Das macht die Situation sogar gefährlicher als in der Hinrunde, als man zumindest in den meisten Spielen sogar mehr (ungenutzte) Chancen als der Gegner vorweisen konnte. Denn noch ist die Borussia bei Weitem nicht gerettet. Und mit der Leistung der letzten drei Partien wird das so schnell auch nicht passieren.
Nach der desaströs schlechten Hinrunde ist die Zeit der Ausreden jedenfalls lange vorbei und die Mannschaft steht deutlich in der Bringschuld, was bis zum Derby auch ganz gut geklappt hatte. Seither aber versagt das Team bereist bei kleineren Aufgabenstellungen – und liefert so ein deutliches Indiz dafür, dass hier mehr im Argen liegt. Wenn man es positiv sehen will, überlagert ein gutes Abschneiden in der Champions League diese Probleme nun wenigstens nicht. Doch man muss daraus auch die richtigen Schritte ableiten.
Mit Blick auf die gesamte bisherige Saison gibt es nur ein paar wenige Ausnahmen, die ansatzweise ihr Normalniveau abrufen. Nuri Sahin gehört unbestritten dazu. Pierre-Emerick Aubameyang und Marco Reus mit Abstrichen ebenfalls. Dahinter wird es schnell dünn.
Dass Spieler wie Ilkay Gündogan offenbar einen längerfristigen Kontrakt scheuen, steht in krassem Missverhältnis zu ihrer Leistung. Aktuell jedenfalls ist es sogar eher im Interesse des BVB, nicht lange an den Spieler gebunden zu sein.
Für den Sommer jedenfalls gehört die gesamte Mannschaft auf den Prüfstand.
Aber auch die sportliche Leitung muss sich am Saisonende einige Fragen stellen. Das gilt für Jürgen Klopp, aber genauso auch für Michael Zorc und Hans-Joachim Watzke.

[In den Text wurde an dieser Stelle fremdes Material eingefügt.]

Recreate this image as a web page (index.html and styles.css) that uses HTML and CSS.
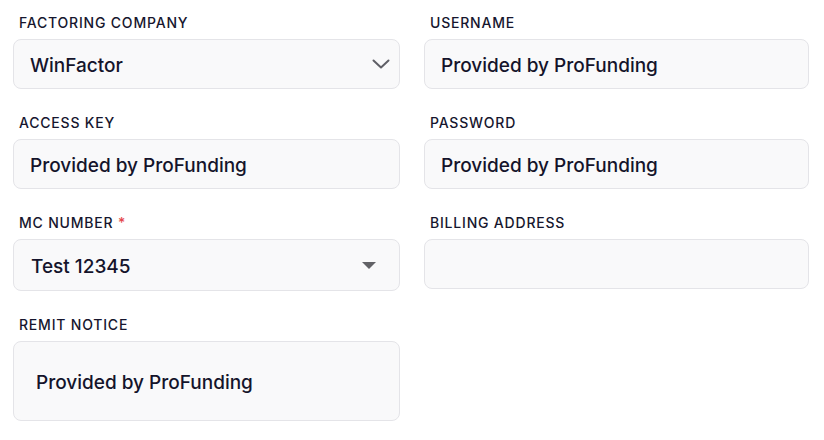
FILE: index.html
```html
<!DOCTYPE html>
<html lang="en">
<head>
    <meta charset="UTF-8">
    <meta name="viewport" content="width=device-width, initial-scale=1.0">
    <title>Factoring Settings</title>
    <link rel="stylesheet" href="styles.css">
</head>
<body>
    <form class="form-grid">
        <div class="field">
            <label class="field-label">Factoring Company</label>
            <div class="box select-box">
                <span class="value">WinFactor</span>
                <svg class="chevron" width="18" height="10" viewBox="0 0 18 10">
                    <path d="M1.5 1.5 L9 8.5 L16.5 1.5" fill="none" stroke="#5f5f66" stroke-width="2" stroke-linecap="round" stroke-linejoin="round"/>
                </svg>
            </div>
        </div>

        <div class="field">
            <label class="field-label">Username</label>
            <div class="box"><span class="value">Provided by ProFunding</span></div>
        </div>

        <div class="field">
            <label class="field-label">Access Key</label>
            <div class="box"><span class="value">Provided by ProFunding</span></div>
        </div>

        <div class="field">
            <label class="field-label">Password</label>
            <div class="box"><span class="value">Provided by ProFunding</span></div>
        </div>

        <div class="field">
            <label class="field-label">MC Number <span class="required">*</span></label>
            <div class="box select-box tall">
                <span class="value">Test 12345</span>
                <span class="caret"></span>
            </div>
        </div>

        <div class="field">
            <label class="field-label">Billing Address</label>
            <div class="box"></div>
        </div>

        <div class="field">
            <label class="field-label">Remit Notice</label>
            <div class="box textarea-box"><span class="value">Provided by ProFunding</span></div>
        </div>
    </form>
</body>
</html>
```

FILE: styles.css
```css
body {
    font-family: Inter, "Noto Sans", sans-serif;
    background-color: #ffffff;
    color: #16162e;
    margin: 0;
    padding: 0;
}
.form-grid {
    display: grid;
    grid-template-columns: 387px 385px;
    column-gap: 24px;
    row-gap: 26px;
    padding: 15px 0 0 13px;
}
.field {
    display: flex;
    flex-direction: column;
}
.field-label {
    display: block;
    height: 16px;
    line-height: 16px;
    font-size: 14px;
    font-weight: 500;
    letter-spacing: 0.8px;
    text-transform: uppercase;
    padding-left: 6px;
    margin-bottom: 8px;
}
.required {
    color: #e5484d;
}
.box {
    box-sizing: border-box;
    height: 50px;
    background-color: #f9f9fa;
    border: 1px solid #e4e4e8;
    border-radius: 8px;
    padding: 0 16px;
    display: flex;
    align-items: center;
}
.value {
    font-size: 19px;
    font-weight: 500;
    color: #14142b;
    padding-top: 2px;
}
.select-box {
    justify-content: space-between;
    padding-right: 9px;
}
.tall {
    height: 52px;
    padding-left: 17px;
    padding-right: 23px;
}
.caret {
    width: 0;
    height: 0;
    border-left: 7px solid transparent;
    border-right: 7px solid transparent;
    border-top: 7px solid #626266;
}
.textarea-box {
    height: 80px;
    padding-left: 22px;
}
```
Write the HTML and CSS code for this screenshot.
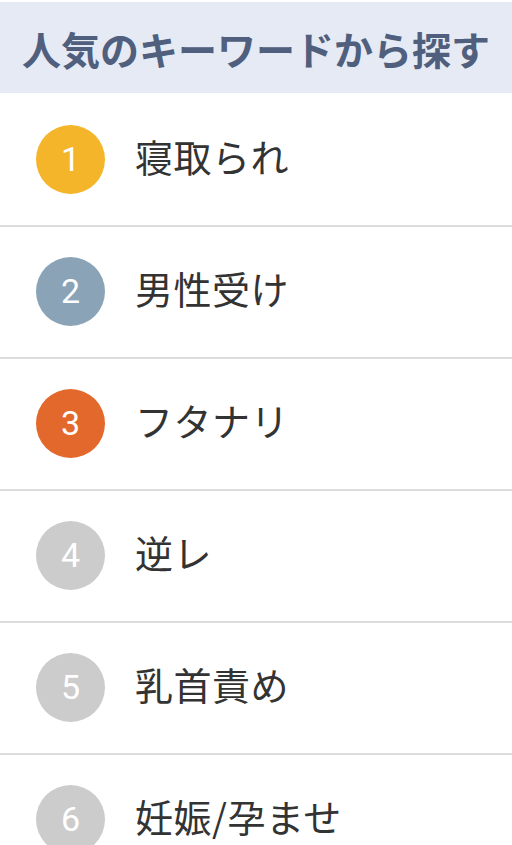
FILE: index.html
```html
<!DOCTYPE html>
<html lang="ja">
<head>
  <meta charset="UTF-8">
  <meta name="viewport" content="width=device-width, initial-scale=1.0">
  <title>人気のキーワードから探す</title>
  <link rel="stylesheet" href="styles.css">
</head>
<body>
  <div class="keywords">
    <h2 class="keywords-title">人気のキーワードから探す</h2>
    <ul class="keyword-list">
      <li class="keyword"><span class="rank rank-1">1</span><span class="word">寝取られ</span></li>
      <li class="keyword"><span class="rank rank-2">2</span><span class="word">男性受け</span></li>
      <li class="keyword"><span class="rank rank-3">3</span><span class="word">フタナリ</span></li>
      <li class="keyword"><span class="rank">4</span><span class="word">逆レ</span></li>
      <li class="keyword"><span class="rank">5</span><span class="word">乳首責め</span></li>
      <li class="keyword"><span class="rank">6</span><span class="word">妊娠/孕ませ</span></li>
    </ul>
  </div>
</body>
</html>
```

FILE: styles.css
```css
* {
  margin: 0;
  padding: 0;
  box-sizing: border-box;
}

body {
  font-family: "Noto Sans CJK JP", "Noto Sans", sans-serif;
  background-color: white;
  color: #333;
}

.keywords {
  padding-top: 2px;
}

.keywords-title {
  height: 91px;
  display: flex;
  align-items: center;
  justify-content: center;
  background-color: #e5eaf4;
  color: #4f5f7d;
  font-size: 39px;
  font-weight: bold;
  white-space: nowrap;
}

.keyword-list {
  list-style: none;
  padding-top: 2px;
}

.keyword {
  height: 132px;
  display: flex;
  align-items: center;
  padding-left: 36px;
  border-bottom: 2px solid #dcdcdc;
}

.rank {
  width: 69px;
  height: 69px;
  border-radius: 50%;
  background-color: #cccccc;
  color: white;
  font-family: Roboto, sans-serif;
  font-size: 34px;
  display: flex;
  align-items: center;
  justify-content: center;
  flex-shrink: 0;
  margin-top: -2px;
}

.rank-1 {
  background-color: #f5b52b;
}

.rank-2 {
  background-color: #8aa3b6;
}

.rank-3 {
  background-color: #e3682b;
}

.word {
  margin-left: 30px;
  font-size: 38px;
  letter-spacing: 0.5px;
  line-height: 1;
  margin-top: -8px;
}
```
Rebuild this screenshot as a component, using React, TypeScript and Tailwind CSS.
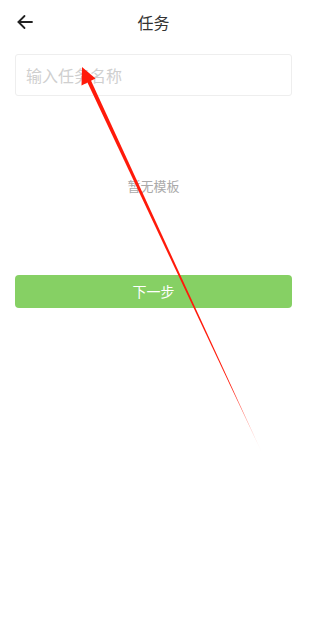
import React, { useState } from 'react'

const font = { fontFamily: '"Noto Sans CJK SC", "Noto Sans", sans-serif' }

const BackIcon: React.FC = () => (
  <svg width="18" height="18" viewBox="0 0 18 18" fill="none" stroke="#222" strokeWidth="1.8" strokeLinecap="round" strokeLinejoin="round">
    <path d="M16 9H2.5" />
    <path d="M8.5 3L2.5 9l6 6" />
  </svg>
)

// red annotation arrow drawn over the page
const Annotation: React.FC = () => (
  <svg className="pointer-events-none absolute inset-0" width="307" height="617" viewBox="0 0 307 617">
    <defs>
      <linearGradient id="fade" x1="82" y1="68" x2="263" y2="455" gradientUnits="userSpaceOnUse">
        <stop offset="0" stopColor="#ff1a0a" stopOpacity="1" />
        <stop offset="0.82" stopColor="#ff1a0a" stopOpacity="1" />
        <stop offset="1" stopColor="#ff1a0a" stopOpacity="0" />
      </linearGradient>
    </defs>
    <polygon points="86.6,80.8 90.4,79.2 263,455" fill="url(#fade)" />
    <polygon points="82,67 81.5,85.5 95.5,78.5" fill="#ff1a0a" />
  </svg>
)

const App: React.FC = () => {
  const [name, setName] = useState('')

  return (
    <div className="relative w-[307px] h-[617px] bg-white overflow-hidden" style={font}>
      <div className="h-[43px] flex items-center px-[13px] relative">
        <button className="w-6 h-6 flex items-center justify-center"><BackIcon /></button>
        <span className="absolute left-0 right-0 text-center text-[16px] text-[#333] pointer-events-none">任务</span>
      </div>

      <div className="px-[15px] pt-[11px]">
        <input
          value={name}
          onChange={(e) => setName(e.target.value)}
          placeholder="输入任务名称"
          className="w-full h-[42px] px-[10px] text-[16px] border border-[#eeeeee] rounded-[3px] placeholder:text-[#cfcfcf] focus:outline-none"
        />
      </div>

      <p className="mt-[80px] text-center text-[13px] text-[#aaaaaa] leading-[20px]">暂无模板</p>

      <div className="px-[15px] mt-[79px]">
        <button className="w-full h-[33px] rounded-[4px] bg-[#86d064] text-white text-[14px]">下一步</button>
      </div>

      <Annotation />
    </div>
  )
}

export default App
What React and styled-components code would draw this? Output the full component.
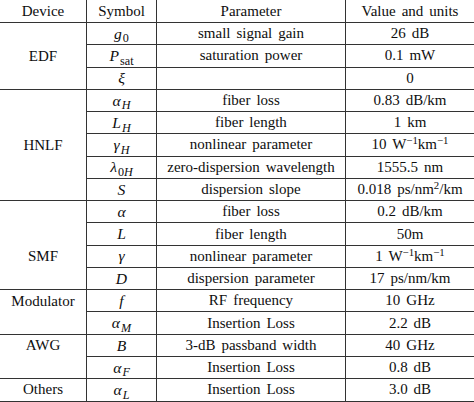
import React from "react";
import styled, { createGlobalStyle } from "styled-components";

const GlobalStyle = createGlobalStyle`
  html, body {
    margin: 0;
    padding: 0;
    background: #ffffff;
  }
  body {
    font-family: "Liberation Serif", "Times New Roman", serif;
    color: #0e0e0e;
  }
`;

const ROW_H = 22.27;
const LINE = "#333333";

const Table = styled.div`
  width: 474px;
  display: flex;
  flex-direction: column;
  font-size: 15px;
  word-spacing: 2.2px;
`;

const Row = styled.div`
  display: grid;
  grid-template-columns: 86px 70px 189px 129px;
  height: ${p => (p.$head ? 23 : ROW_H)}px;
`;

const Cell = styled.div`
  box-sizing: border-box;
  display: flex;
  align-items: center;
  justify-content: center;
  white-space: nowrap;
  line-height: 1;
  border-left: ${p => (p.$first ? "none" : `1px solid ${LINE}`)};
  border-bottom: ${p => (p.$open ? "none" : `1px solid ${LINE}`)};
`;

const Text = styled.span`
  display: inline-block;
  line-height: 1;
`;

const Sym = styled.span`
  font-style: italic;
  font-size: 1.04em;
  word-spacing: 0;
`;

const Sub = styled.sub`
  font-size: 0.78em;
  font-style: ${p => (p.$italic ? "italic" : "normal")};
  vertical-align: -0.3em;
  line-height: 0;
  margin-left: 1px;
`;

const Sup = styled.sup`
  font-size: 0.72em;
  vertical-align: 0.48em;
  line-height: 0;
  word-spacing: 0;
`;

const groups = [
  {
    device: "EDF",
    at: 1,
    rows: [
      [<Sym>g<Sub>0</Sub></Sym>, "small signal gain", "26 dB"],
      [<Sym>P<Sub>sat</Sub></Sym>, "saturation power", "0.1 mW"],
      [<Sym>ξ</Sym>, "", "0"],
    ],
  },
  {
    device: "HNLF",
    at: 2,
    rows: [
      [<Sym>α<Sub $italic>H</Sub></Sym>, "fiber loss", "0.83 dB/km"],
      [<Sym>L<Sub $italic>H</Sub></Sym>, "fiber length", "1 km"],
      [
        <Sym>γ<Sub $italic>H</Sub></Sym>,
        "nonlinear parameter",
        <>10 W<Sup>−1</Sup>km<Sup>−1</Sup></>,
      ],
      [
        <Sym>λ<Sub>0<i>H</i></Sub></Sym>,
        "zero-dispersion wavelength",
        "1555.5 nm",
      ],
      [<Sym>S</Sym>, "dispersion slope", <>0.018 ps/nm<Sup>2</Sup>/km</>],
    ],
  },
  {
    device: "SMF",
    at: 2,
    rows: [
      [<Sym>α</Sym>, "fiber loss", "0.2 dB/km"],
      [<Sym>L</Sym>, "fiber length", "50m"],
      [
        <Sym>γ</Sym>,
        "nonlinear parameter",
        <>1 W<Sup>−1</Sup>km<Sup>−1</Sup></>,
      ],
      [<Sym>D</Sym>, "dispersion parameter", "17 ps/nm/km"],
    ],
  },
  {
    device: "Modulator",
    at: 0,
    rows: [
      [<Sym>f</Sym>, "RF frequency", "10 GHz"],
      [<Sym>α<Sub $italic>M</Sub></Sym>, "Insertion Loss", "2.2 dB"],
    ],
  },
  {
    device: "AWG",
    at: 0,
    rows: [
      [<Sym>B</Sym>, "3-dB passband width", "40 GHz"],
      [<Sym>α<Sub $italic>F</Sub></Sym>, "Insertion Loss", "0.8 dB"],
    ],
  },
  {
    device: "Others",
    at: 0,
    rows: [[<Sym>α<Sub $italic>L</Sub></Sym>, "Insertion Loss", "3.0 dB"]],
  },
];

export default function App() {
  return (
    <>
      <GlobalStyle />
      <Table>
        <Row $head>
          <Cell $first>Device</Cell>
          <Cell>Symbol</Cell>
          <Cell>Parameter</Cell>
          <Cell>Value and units</Cell>
        </Row>
        {groups.map(g =>
          g.rows.map(([sym, param, value], i) => (
            <Row key={g.device + i}>
              <Cell $first $open={i !== g.rows.length - 1}>
                {i === g.at ? g.device : null}
              </Cell>
              <Cell>{sym}</Cell>
              <Cell>{param}</Cell>
              <Cell>
                <Text>{value}</Text>
              </Cell>
            </Row>
          ))
        )}
      </Table>
    </>
  );
}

Ohne von Flops sprechen zu wollen, lässt sich festhalten, dass kein einziger Sommertransfer den Kader nennenswert nach vorn gebracht hat. Teilweise ist nicht einmal erkennbar, was man sich von den Spielern wirklich versprochen hat. Das gilt insbesondere für die Offensive, wo die Frage „Immobile oder Ramos“ inzwischen längst mit „Aubameyang!“ beantwortet wurde.
Der teuerste Borussen-Kader aller Zeiten jedenfalls verfehlt aller Voraussicht nach mehr als deutlich sämtliche Saisonziele – und kommt den Verein mit dem Verpassen der neuerlichen Champions-League-Qualifikation noch einmal teurer zu stehen. Und ob die Jungs in der kommenden Saison derart fulminant die Kurve kriegen, sodass die Abstinenz in der Königsklasse nur eine Spielzeit währt, darf bezweifelt werden.
Man muss sich das mal auf der Zunge zergehen lassen: Mit Ausnahme von Aubameyang und dem gebürtigen Dortmunder Reus ist praktisch jede Transferausgabe oberhalb von 10 Millionen Euro tendenziell gescheitert. Es ist paradox: Je reicher der BVB geworden ist, je mehr Geld in den Kader gesteckt wurde, desto schlechter schneidet das Team ab. Vielleicht also ganz gut, wenn im Sommer weniger Geld für Investitionen vorhanden ist.
Die Verantwortung hierfür jedenfalls trägt jeder in dem Triumvirat. Entsprechend gut wären die Drei beraten, auch die eigene Rolle zu hinterfragen.
Die Mannschaft selbst jedenfalls ist nach kurzem Aufwärtstrend auf einem guten Weg, den wenigen Kredit, den sie nach der Hinrunde noch besessen hat, ebenfalls zu verspielen. Höchste Zeit, da gegenzusteuern. Sonst kann die Saison ganz schnell noch viel bitterer werden.